Mr Lim is in his element when dealing with numbers. ‘It’s something I’m very comfortable with, something I understand.
‘Give me any numbers. I look at (them) and I’m happy. It can be in any industry. You give me the numbers; somehow I can figure it all out.’
His secret to investing is…
WHAT is Peter Lim’s secret to successful investing?
Prospect, he replied….
He looks at sectors.
‘Like if I think solar is good, I go into solar; if I think palm oil is good, then palm oil.
‘Share prices go up because the sector grows.

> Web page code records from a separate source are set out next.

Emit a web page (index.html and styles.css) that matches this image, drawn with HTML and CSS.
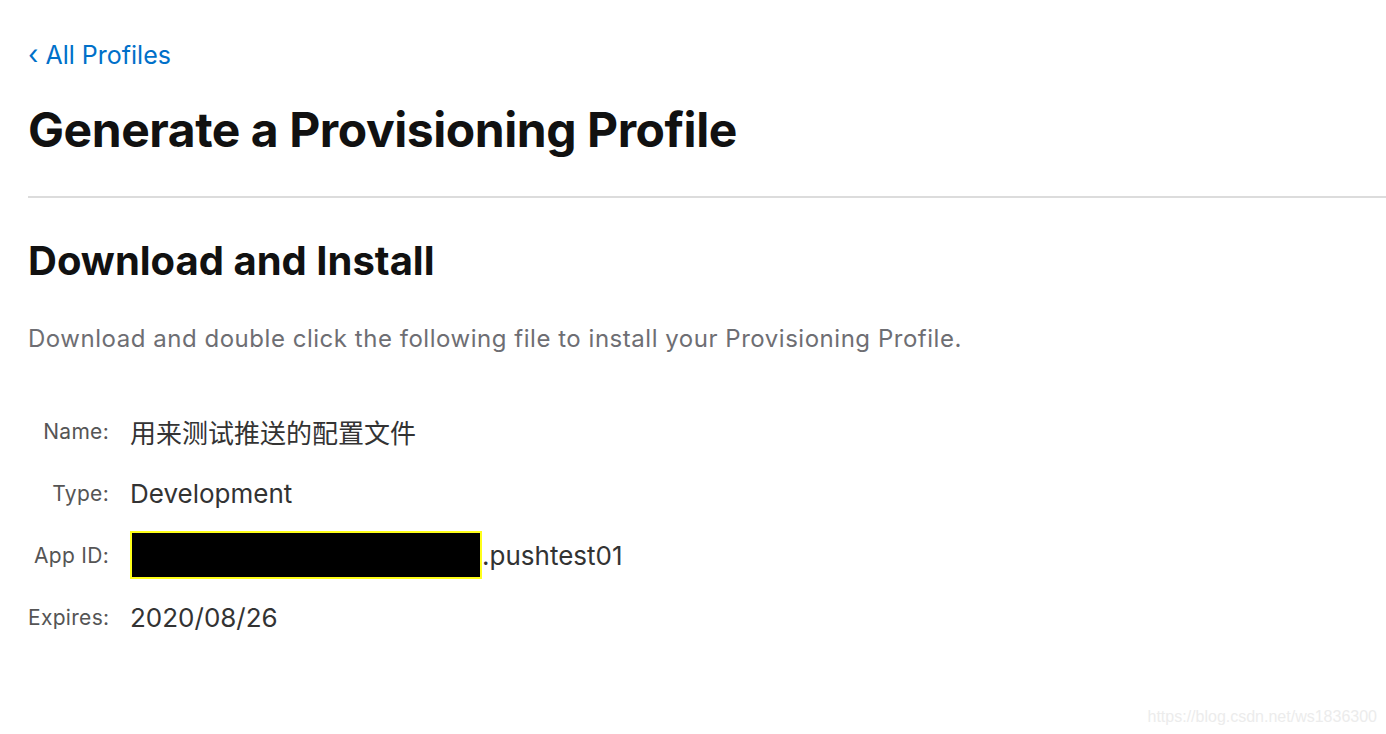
FILE: index.html
```html
<!DOCTYPE html>
<html lang="en">
<head>
<meta charset="utf-8">
<title>Generate a Provisioning Profile</title>
<link rel="stylesheet" href="styles.css">
</head>
<body>
<main class="page">
  <a class="back" href="#"><span class="chev">‹</span> All Profiles</a>
  <h1 class="title">Generate a Provisioning Profile</h1>
  <hr class="rule">
  <h2 class="subtitle">Download and Install</h2>
  <p class="intro">Download and double click the following file to install your Provisioning Profile.</p>
  <dl class="details">
    <div class="row"><dt>Name:</dt><dd>用来测试推送的配置文件</dd></div>
    <div class="row"><dt>Type:</dt><dd>Development</dd></div>
    <div class="row"><dt>App ID:</dt><dd><span class="redact"></span>.pushtest01</dd></div>
    <div class="row"><dt>Expires:</dt><dd>2020/08/26</dd></div>
  </dl>
</main>
<div class="watermark">https://blog.csdn.net/ws1836300</div>
</body>
</html>
```
FILE: styles.css
```css
html, body {
  margin: 0;
  padding: 0;
  background: #fff;
}
body {
  font-family: Inter, "Noto Sans CJK SC", sans-serif;
  width: 1386px;
  height: 734px;
  overflow: hidden;
  position: relative;
}
.page {
  padding: 36px 0 0 28px;
}
.back {
  display: inline-block;
  color: #0070c9;
  text-decoration: none;
  font-size: 25px;
  line-height: 38px;
}
.chev {
  font-size: 27px;
}
.title {
  margin: 27px 0 0 0;
  font-size: 48px;
  line-height: 58px;
  font-weight: 700;
  color: #111;
  letter-spacing: -0.45px;
}
.rule {
  margin: 37px 0 0 0;
  border: 0;
  border-top: 2px solid #dcdcdc;
}
.subtitle {
  margin: 37px 0 0 0;
  font-size: 40px;
  line-height: 52px;
  font-weight: 700;
  color: #111;
}
.intro {
  margin: 34px 0 0 0;
  font-size: 24px;
  line-height: 36px;
  color: #6e6e73;
  letter-spacing: 0.53px;
}
.details {
  margin: 50px 0 0 0;
  display: flex;
  flex-direction: column;
  gap: 14px;
}
.row {
  display: flex;
  align-items: center;
  height: 48px;
}
.row dt {
  width: 81px;
  text-align: right;
  font-size: 21px;
  letter-spacing: 0.3px;
  color: #555;
}
.row dd {
  margin: 0 0 0 21px;
  font-size: 26px;
  color: #333;
  display: flex;
  align-items: center;
}
.redact {
  display: inline-block;
  width: 348px;
  height: 44px;
  background: #000;
  border: 2px solid #ffff1a;
}
.watermark {
  position: absolute;
  right: 9px;
  bottom: 8px;
  font-family: "Liberation Sans", Arial, sans-serif;
  font-size: 16px;
  color: #ececec;
}
```
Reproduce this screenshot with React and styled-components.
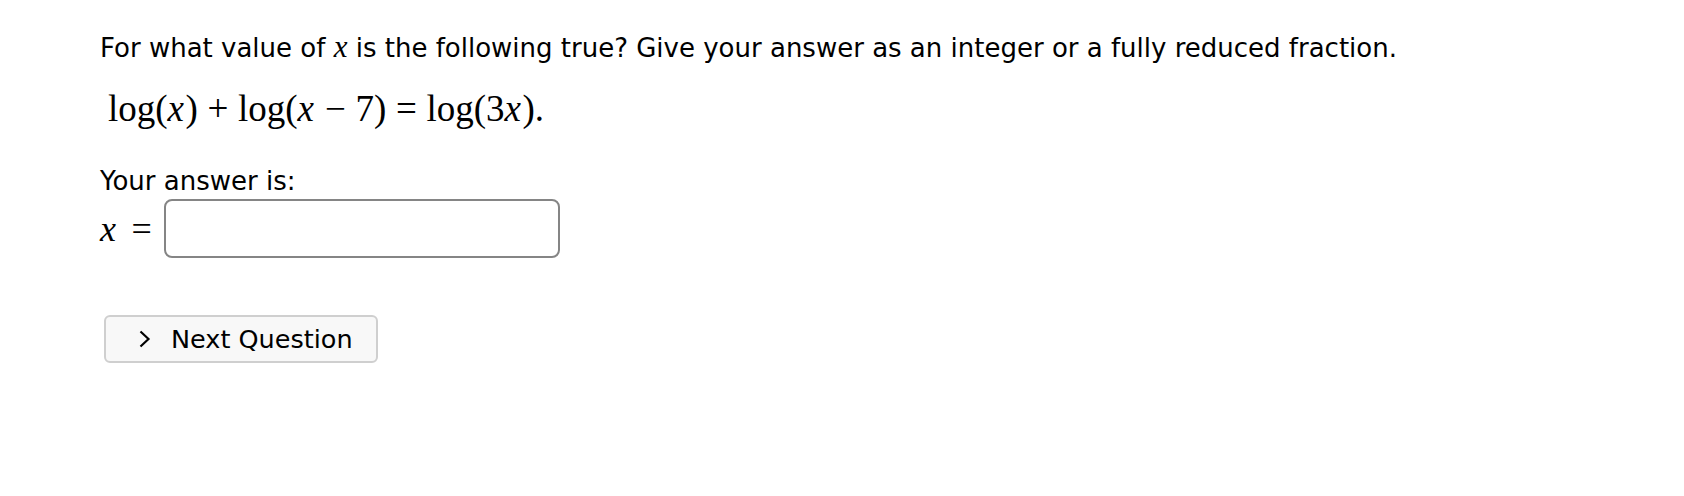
import React from "react";
import styled, { createGlobalStyle } from "styled-components";

const Global = createGlobalStyle`
  html, body { margin: 0; padding: 0; background: #fff; }
  body { font-family: "DejaVu Sans", "Verdana", sans-serif; color: #000; }
`;

const Page = styled.div`
  padding: 29px 0 0 100px;
  display: flex;
  flex-direction: column;
  align-items: flex-start;
`;

const Prompt = styled.p`
  margin: 0;
  font-size: 26px;
  line-height: 36px;
  white-space: nowrap;
`;

const MathLine = styled.div`
  margin: 21px 0 0 8px;
  font-family: "Liberation Serif", "DejaVu Serif", serif;
  font-size: 37px;
  line-height: 44px;
  white-space: nowrap;
`;

const MI = styled.i`
  font-family: "Liberation Serif", "DejaVu Serif", serif;
  font-style: italic;
  font-size: ${(p) => (p.$inline ? "31px" : "inherit")};
  padding-right: ${(p) => (p.$inline ? "0" : "0.04em")};
`;

const Op = styled.span`
  margin: 0 0.26em;
`;

const Label = styled.div`
  margin-top: 32px;
  font-size: 26px;
  line-height: 36px;
`;

const AnswerRow = styled.div`
  display: flex;
  align-items: center;
  gap: 12px;
  margin-top: 0;
`;

const Var = styled.span`
  font-family: "Liberation Serif", "DejaVu Serif", serif;
  font-size: 36px;
  white-space: nowrap;
  display: flex;
  align-items: center;
  gap: 14px;
`;

const Input = styled.input`
  box-sizing: border-box;
  width: 396px;
  height: 59px;
  border: 2px solid #858585;
  border-radius: 8px;
  background: #fff;
  font-size: 24px;
  padding: 0 10px;
  outline: none;
`;

const Button = styled.button`
  box-sizing: border-box;
  margin: 57px 0 0 4px;
  width: 274px;
  height: 48px;
  padding: 0 0 0 32px;
  display: flex;
  align-items: center;
  gap: 19px;
  background: #f8f8f8;
  border: 2px solid #cfcfcf;
  border-radius: 6px;
  font-family: "DejaVu Sans", "Verdana", sans-serif;
  font-size: 25.5px;
  color: #000;
  cursor: pointer;
`;

const Chevron = () => (
  <svg width="14" height="20" viewBox="0 0 14 20" fill="none">
    <path d="M2.5 2.5 L10.5 10 L2.5 17.5" stroke="#000" strokeWidth="2.2" />
  </svg>
);

export default function App() {
  return (
    <>
      <Global />
      <Page>
        <Prompt>
          For what value of <MI $inline>x</MI> is the following true? Give your answer as an integer or a fully reduced fraction.
        </Prompt>
        <MathLine>
          log(<MI>x</MI>)<Op>+</Op>log(<MI>x</MI><Op>−</Op>7)<Op>=</Op>log(3<MI>x</MI>).
        </MathLine>
        <Label>Your answer is:</Label>
        <AnswerRow>
          <Var>
            <MI>x</MI>
            <span>=</span>
          </Var>
          <Input aria-label="answer" />
        </AnswerRow>
        <Button>
          <Chevron />
          Next Question
        </Button>
      </Page>
    </>
  );
}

So if I think this sector is going to be good in the next 10 years, then I’ll just invest in it.’
Another key reason for his success, he said, is patience.
Mr Lim, who also acts as a consultant to companies and helps them find multi-million-dollar investors, does not subscribe to buying one day and selling the next to cash in.
His advice to young investors: ‘You have to invest with a longer-term mindset. You buy a good stock, leave it there for 10 years. Come 10 years, this dollar can be many, many multiples.
‘I think the trick is really to think long-term.
‘ You may not have a lot of money, but you have a lot of time.’
‘The minimum length of my investments are five to six years, if not 10 to 12 years.’
He cites the example of his condominium.
He owns an entire 11-storey block at prestigious Ardmore Park, near Orchard Road. He and his wife, with his 85-year-old mother, live in one apartment, while three other maisonettes and the penthouse sits empty.
‘I bought it in 1994 for $13m and I just hold there and wait. With the current property market, it is worth more than $100m.’
Same with Wilmar, which he invested in in the early ’90s. It was then a US$10m investment. Now, his stake is worth some US$700m.